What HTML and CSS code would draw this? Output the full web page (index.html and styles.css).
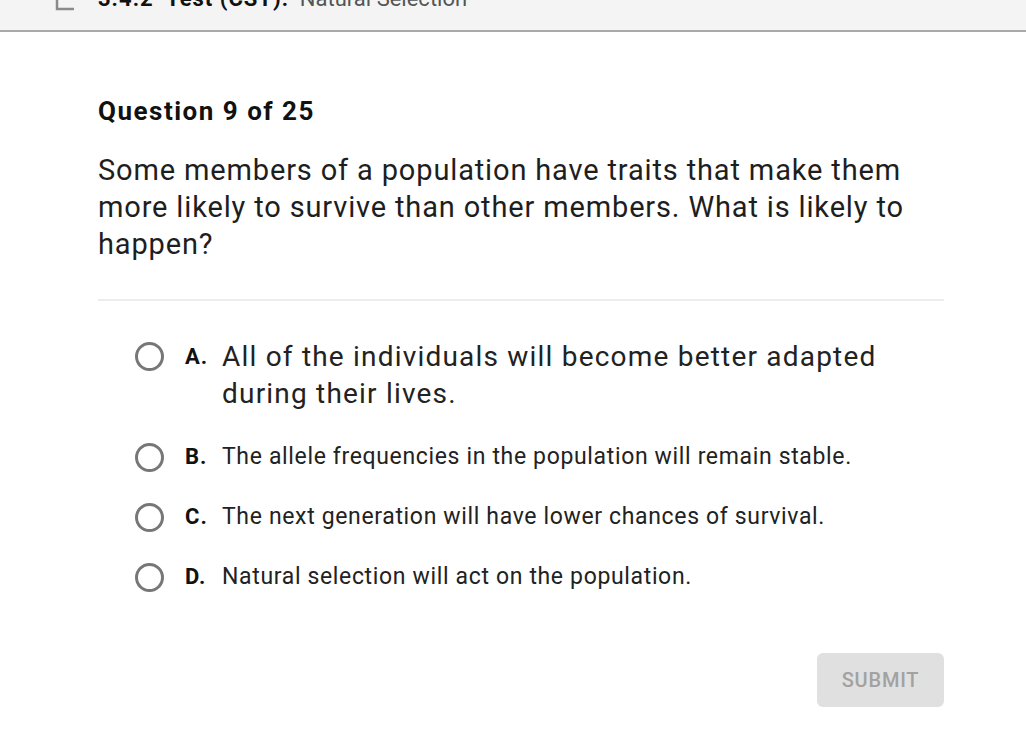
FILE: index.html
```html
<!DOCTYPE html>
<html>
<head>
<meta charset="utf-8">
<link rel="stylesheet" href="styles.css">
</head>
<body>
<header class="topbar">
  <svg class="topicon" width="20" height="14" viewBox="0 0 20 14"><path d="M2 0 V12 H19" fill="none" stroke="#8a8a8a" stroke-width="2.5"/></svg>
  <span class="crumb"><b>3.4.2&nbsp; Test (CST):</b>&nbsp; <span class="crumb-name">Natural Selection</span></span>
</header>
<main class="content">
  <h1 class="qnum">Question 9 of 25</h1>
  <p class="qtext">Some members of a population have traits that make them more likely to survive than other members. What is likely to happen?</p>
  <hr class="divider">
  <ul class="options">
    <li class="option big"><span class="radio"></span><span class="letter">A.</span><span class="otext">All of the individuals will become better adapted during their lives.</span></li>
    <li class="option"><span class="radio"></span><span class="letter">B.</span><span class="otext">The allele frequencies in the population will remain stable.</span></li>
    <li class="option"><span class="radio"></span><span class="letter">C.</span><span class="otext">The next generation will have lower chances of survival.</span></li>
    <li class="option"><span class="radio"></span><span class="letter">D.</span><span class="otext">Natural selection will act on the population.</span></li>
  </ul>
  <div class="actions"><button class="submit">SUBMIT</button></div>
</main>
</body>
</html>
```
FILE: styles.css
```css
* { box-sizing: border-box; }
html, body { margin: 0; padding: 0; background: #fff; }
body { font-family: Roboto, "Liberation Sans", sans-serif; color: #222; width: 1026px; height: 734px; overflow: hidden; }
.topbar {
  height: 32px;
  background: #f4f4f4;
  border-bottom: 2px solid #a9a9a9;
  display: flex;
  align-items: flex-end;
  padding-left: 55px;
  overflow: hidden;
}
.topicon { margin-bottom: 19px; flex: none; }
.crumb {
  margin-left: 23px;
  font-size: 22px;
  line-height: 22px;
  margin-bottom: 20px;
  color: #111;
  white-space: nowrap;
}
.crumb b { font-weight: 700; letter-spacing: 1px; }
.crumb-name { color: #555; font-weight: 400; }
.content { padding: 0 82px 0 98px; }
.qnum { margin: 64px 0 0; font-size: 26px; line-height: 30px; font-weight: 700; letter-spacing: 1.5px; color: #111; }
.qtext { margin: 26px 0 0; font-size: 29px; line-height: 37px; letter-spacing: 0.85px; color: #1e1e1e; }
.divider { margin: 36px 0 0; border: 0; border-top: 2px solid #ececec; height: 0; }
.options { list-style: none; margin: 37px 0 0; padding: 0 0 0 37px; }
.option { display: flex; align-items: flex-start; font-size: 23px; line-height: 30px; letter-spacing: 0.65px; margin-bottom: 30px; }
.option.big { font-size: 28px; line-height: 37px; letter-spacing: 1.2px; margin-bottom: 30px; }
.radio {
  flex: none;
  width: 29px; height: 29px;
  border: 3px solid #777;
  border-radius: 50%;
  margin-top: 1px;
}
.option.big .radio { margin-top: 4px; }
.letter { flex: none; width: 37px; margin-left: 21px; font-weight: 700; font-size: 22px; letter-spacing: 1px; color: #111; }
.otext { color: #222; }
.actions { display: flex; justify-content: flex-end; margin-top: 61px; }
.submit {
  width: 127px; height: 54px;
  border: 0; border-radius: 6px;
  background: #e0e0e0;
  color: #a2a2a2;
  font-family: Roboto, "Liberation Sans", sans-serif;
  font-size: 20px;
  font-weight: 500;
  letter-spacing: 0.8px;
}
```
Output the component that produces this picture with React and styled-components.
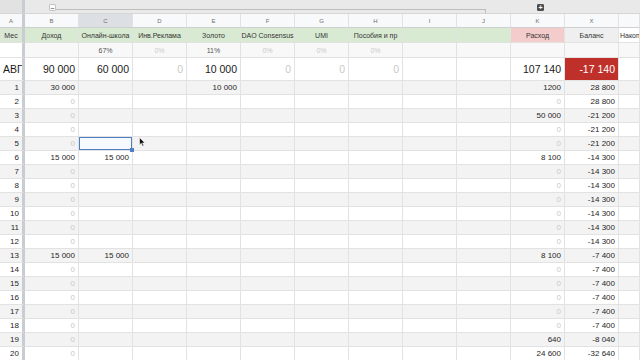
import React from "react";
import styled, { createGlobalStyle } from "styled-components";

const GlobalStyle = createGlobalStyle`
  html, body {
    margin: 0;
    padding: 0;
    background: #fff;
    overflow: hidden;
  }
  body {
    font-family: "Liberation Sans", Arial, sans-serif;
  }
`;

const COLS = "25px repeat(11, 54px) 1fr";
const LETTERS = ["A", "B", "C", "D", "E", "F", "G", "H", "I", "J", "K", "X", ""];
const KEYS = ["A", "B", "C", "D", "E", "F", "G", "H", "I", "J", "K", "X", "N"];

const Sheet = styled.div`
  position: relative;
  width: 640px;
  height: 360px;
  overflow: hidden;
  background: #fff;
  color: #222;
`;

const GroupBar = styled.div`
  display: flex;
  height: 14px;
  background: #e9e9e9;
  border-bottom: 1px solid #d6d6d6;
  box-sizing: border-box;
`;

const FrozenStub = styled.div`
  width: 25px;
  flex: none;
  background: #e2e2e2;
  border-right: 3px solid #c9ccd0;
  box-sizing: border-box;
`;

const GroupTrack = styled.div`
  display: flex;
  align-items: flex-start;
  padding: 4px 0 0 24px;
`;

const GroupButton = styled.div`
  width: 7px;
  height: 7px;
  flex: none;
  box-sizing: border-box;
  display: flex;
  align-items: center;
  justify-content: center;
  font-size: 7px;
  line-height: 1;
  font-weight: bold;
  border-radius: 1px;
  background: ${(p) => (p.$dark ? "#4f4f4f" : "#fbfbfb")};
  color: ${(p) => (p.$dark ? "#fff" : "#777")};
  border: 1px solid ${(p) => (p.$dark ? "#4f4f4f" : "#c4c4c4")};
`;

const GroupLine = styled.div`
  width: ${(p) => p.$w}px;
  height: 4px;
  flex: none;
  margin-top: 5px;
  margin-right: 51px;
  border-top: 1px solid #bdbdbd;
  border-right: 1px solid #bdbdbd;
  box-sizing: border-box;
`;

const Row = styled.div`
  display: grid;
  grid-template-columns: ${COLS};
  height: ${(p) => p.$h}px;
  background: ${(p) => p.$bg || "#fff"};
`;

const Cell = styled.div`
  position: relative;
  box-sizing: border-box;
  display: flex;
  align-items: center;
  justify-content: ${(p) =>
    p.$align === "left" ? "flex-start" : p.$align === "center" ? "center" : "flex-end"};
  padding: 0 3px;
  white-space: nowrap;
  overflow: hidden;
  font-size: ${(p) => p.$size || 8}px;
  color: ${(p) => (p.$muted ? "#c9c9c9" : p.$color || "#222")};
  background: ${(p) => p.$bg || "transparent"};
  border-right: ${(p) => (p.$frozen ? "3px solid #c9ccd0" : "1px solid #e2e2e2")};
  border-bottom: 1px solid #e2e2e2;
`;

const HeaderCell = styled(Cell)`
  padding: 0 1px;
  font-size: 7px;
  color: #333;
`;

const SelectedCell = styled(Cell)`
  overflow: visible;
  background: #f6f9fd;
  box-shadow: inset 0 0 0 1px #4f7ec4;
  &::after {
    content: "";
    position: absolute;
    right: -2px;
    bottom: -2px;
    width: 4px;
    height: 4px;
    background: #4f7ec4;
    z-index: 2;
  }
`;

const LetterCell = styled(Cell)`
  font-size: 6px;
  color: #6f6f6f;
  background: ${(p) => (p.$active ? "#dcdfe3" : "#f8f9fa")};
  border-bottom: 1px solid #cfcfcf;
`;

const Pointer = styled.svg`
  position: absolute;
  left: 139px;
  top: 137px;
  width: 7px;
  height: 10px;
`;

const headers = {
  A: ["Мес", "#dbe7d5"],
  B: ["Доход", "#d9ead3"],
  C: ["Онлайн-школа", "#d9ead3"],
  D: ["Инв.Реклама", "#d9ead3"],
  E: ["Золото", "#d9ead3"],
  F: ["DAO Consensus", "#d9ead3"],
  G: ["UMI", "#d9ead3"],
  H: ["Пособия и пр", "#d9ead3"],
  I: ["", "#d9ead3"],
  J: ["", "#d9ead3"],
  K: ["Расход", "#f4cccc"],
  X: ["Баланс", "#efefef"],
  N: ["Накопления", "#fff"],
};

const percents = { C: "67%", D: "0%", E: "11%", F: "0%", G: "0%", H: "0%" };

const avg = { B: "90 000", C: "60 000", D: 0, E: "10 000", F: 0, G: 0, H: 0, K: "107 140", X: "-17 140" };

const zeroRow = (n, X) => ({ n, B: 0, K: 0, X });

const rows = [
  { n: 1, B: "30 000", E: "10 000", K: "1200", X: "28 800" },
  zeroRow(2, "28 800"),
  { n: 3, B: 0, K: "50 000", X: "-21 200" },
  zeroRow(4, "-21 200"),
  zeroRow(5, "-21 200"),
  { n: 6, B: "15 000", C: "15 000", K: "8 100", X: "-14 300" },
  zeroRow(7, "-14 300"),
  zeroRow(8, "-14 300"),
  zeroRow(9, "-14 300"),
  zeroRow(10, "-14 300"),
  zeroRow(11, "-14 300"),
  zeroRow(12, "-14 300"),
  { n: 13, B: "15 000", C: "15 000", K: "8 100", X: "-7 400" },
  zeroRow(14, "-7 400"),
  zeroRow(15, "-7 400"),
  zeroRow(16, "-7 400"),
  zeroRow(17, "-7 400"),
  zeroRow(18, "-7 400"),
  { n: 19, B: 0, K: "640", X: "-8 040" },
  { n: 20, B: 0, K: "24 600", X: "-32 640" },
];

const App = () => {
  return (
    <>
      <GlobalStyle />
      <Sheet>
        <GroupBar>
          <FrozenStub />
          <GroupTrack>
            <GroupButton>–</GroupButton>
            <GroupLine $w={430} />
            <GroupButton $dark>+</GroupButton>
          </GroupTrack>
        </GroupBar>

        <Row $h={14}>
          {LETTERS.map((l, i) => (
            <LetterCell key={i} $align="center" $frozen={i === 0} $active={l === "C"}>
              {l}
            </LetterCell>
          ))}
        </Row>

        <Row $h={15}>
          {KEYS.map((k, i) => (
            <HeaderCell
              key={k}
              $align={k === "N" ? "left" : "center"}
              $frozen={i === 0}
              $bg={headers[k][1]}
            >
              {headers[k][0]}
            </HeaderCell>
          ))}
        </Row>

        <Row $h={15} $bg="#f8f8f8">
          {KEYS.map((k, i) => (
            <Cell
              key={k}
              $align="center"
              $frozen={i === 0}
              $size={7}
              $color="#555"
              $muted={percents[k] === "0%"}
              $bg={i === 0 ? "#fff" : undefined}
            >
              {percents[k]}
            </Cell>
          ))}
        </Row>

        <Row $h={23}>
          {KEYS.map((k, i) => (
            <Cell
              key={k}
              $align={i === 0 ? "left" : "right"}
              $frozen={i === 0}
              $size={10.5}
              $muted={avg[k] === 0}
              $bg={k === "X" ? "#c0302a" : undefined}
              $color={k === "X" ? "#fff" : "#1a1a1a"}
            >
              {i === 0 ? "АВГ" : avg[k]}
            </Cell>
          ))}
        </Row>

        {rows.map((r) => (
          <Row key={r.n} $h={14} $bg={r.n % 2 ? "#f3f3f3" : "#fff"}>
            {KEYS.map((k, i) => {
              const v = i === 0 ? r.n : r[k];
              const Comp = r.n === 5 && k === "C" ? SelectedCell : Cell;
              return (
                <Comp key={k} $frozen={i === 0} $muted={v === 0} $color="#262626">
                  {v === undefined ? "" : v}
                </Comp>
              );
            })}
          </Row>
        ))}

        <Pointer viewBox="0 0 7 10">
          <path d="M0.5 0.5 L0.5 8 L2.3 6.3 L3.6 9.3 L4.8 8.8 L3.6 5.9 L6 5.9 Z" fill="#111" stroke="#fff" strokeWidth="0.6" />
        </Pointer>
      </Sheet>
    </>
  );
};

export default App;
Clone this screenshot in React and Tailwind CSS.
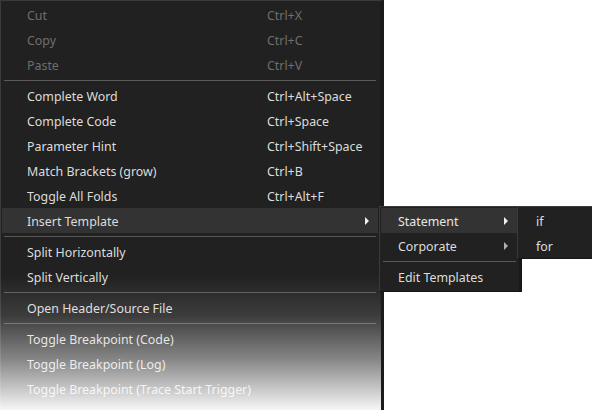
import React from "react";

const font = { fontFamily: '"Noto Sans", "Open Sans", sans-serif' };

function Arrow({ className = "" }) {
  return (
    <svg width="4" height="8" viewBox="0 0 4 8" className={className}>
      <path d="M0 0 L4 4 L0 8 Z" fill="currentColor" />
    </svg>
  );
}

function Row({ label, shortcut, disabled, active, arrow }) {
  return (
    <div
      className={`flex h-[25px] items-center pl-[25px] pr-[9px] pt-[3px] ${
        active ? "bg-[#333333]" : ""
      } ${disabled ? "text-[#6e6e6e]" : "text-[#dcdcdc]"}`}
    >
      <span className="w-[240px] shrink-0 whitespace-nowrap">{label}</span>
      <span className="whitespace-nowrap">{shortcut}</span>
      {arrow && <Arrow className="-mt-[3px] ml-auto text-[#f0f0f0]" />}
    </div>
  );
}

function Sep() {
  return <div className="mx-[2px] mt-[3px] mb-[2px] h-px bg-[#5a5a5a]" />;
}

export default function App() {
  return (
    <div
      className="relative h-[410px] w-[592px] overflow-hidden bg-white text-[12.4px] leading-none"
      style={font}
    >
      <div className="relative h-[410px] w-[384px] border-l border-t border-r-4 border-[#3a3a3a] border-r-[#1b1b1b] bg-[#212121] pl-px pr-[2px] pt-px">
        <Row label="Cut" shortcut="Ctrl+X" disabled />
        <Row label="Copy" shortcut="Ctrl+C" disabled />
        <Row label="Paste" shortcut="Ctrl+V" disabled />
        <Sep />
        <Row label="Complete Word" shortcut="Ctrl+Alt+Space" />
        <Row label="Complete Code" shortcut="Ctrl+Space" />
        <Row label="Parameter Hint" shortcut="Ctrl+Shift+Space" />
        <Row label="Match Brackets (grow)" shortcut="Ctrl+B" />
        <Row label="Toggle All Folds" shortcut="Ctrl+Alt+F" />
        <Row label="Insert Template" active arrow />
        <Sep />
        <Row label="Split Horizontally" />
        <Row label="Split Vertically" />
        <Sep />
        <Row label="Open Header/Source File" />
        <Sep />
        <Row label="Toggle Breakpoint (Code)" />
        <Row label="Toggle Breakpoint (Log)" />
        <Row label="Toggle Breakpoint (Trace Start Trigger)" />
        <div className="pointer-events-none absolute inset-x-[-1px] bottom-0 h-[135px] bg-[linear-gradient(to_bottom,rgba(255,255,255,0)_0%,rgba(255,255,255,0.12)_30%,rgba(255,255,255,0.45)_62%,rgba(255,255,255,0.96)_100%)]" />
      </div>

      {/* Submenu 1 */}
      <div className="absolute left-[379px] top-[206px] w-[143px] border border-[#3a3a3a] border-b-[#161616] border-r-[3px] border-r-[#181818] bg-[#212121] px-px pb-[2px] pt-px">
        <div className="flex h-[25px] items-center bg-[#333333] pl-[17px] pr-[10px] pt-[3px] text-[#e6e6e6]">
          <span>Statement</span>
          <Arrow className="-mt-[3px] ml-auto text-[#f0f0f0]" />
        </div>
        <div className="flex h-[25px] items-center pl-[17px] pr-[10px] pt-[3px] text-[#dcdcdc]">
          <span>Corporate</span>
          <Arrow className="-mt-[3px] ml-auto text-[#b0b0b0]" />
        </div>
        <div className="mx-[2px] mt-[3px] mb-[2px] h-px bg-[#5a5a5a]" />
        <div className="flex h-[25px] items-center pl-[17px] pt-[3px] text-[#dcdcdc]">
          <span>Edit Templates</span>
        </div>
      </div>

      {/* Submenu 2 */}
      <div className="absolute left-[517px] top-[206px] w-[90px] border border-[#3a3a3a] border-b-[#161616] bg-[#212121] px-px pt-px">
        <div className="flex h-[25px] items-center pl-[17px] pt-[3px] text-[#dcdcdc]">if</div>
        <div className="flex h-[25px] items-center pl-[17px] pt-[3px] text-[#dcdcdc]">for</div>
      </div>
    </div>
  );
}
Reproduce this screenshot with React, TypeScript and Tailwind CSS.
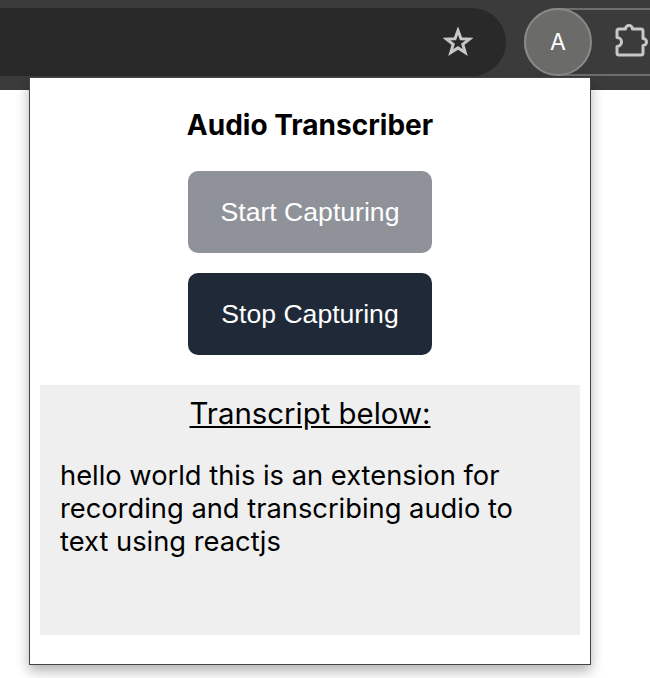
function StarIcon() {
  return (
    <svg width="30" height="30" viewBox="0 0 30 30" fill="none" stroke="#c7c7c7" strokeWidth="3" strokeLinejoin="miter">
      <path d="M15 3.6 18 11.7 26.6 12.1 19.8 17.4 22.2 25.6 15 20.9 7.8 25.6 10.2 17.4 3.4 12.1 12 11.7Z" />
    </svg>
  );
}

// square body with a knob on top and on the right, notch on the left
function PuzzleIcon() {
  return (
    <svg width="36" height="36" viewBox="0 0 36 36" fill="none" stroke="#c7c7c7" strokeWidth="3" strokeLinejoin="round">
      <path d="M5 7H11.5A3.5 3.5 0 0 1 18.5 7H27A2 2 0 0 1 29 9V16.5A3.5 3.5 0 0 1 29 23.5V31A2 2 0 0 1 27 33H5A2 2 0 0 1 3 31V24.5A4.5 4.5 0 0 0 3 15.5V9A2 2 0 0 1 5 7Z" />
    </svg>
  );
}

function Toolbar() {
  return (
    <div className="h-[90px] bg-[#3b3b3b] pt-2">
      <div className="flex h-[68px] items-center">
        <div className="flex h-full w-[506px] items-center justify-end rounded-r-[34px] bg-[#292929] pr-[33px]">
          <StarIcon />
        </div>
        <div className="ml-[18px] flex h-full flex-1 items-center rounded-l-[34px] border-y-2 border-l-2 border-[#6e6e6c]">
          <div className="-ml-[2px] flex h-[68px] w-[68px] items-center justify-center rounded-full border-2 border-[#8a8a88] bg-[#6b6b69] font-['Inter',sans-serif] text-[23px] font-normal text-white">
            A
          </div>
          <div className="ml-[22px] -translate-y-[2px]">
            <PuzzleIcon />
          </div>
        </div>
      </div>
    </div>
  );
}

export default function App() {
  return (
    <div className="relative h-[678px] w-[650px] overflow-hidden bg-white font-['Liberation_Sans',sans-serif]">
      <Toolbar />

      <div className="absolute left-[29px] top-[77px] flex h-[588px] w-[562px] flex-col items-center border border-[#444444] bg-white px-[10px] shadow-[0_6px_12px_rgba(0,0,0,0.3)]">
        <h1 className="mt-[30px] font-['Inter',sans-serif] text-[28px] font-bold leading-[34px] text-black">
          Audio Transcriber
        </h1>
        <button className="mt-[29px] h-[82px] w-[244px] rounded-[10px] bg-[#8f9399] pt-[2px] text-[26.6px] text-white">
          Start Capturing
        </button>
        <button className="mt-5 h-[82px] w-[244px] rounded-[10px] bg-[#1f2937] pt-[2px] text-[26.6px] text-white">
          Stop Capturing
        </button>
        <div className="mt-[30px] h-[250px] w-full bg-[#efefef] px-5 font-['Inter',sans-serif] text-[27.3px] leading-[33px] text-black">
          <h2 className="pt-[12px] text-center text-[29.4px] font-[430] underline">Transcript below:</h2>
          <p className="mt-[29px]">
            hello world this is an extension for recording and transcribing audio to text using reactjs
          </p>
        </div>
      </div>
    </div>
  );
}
■ ■ ■ ■
-- WRITTEN PROBLEM --
Extract, from the material above, each line holding the word "with".

-- ANSWER TO THIS TASK --
Output the component that produces this picture with React and styled-components.
Reproduce this screenshot with React, TypeScript and Tailwind CSS.
// square body with a knob on top and on the right, notch on the left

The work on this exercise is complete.